Your work might last 100 years, but your influence on your children or peers is what shapes the next generation immediately. Louis Kahn’s children eventually formed a bond, but it took his death and a documentary to make it happen. Don't wait for a crisis to bridge the gap.

Understand the "Sacrifice Myth"
You don't actually have to be a ghost in your own home to be successful. Modern architecture firms are slowly (very slowly) moving away from the "80-hour week" culture that Kahn embodied. Boundary setting is a skill as important as drafting.

The Power of Recognition
Nathaniel’s journey shows that what we want most is to be "seen" by our heroes. If you’re in a position of mentorship or parenthood, the simple act of presence is often more valuable than the "monuments" you’re trying to build for them.

Look at the "Silent" Partners
Anne Tyng and Harriet Pattison were brilliant in their own right. Much of Louis’s success belonged to them. When evaluating greatness, always look at who is standing in the shadows making the "genius" look good.

Louis Kahn died in 1974, but through My Architect, Nathaniel finally brought him home.
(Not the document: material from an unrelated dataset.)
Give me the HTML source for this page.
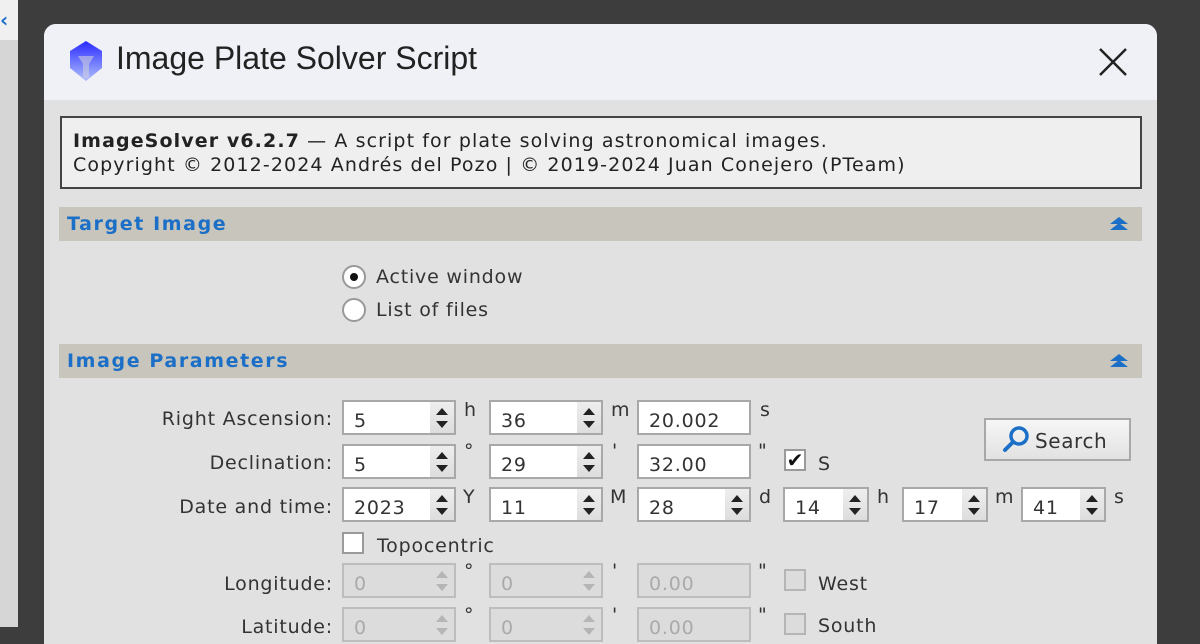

The film doesn't give you a happy ending where everything is forgiven and forgotten. It gives you something better: the truth. And in the world of architecture, truth is the only foundation that actually holds up.

If you’re a creative professional, take a day this week to audit your "unpaid debts." Not the financial ones—though Louis had plenty of those—but the emotional ones. Check in with the people who inhabit the spaces you've built. That is how you avoid the Penn Station ending.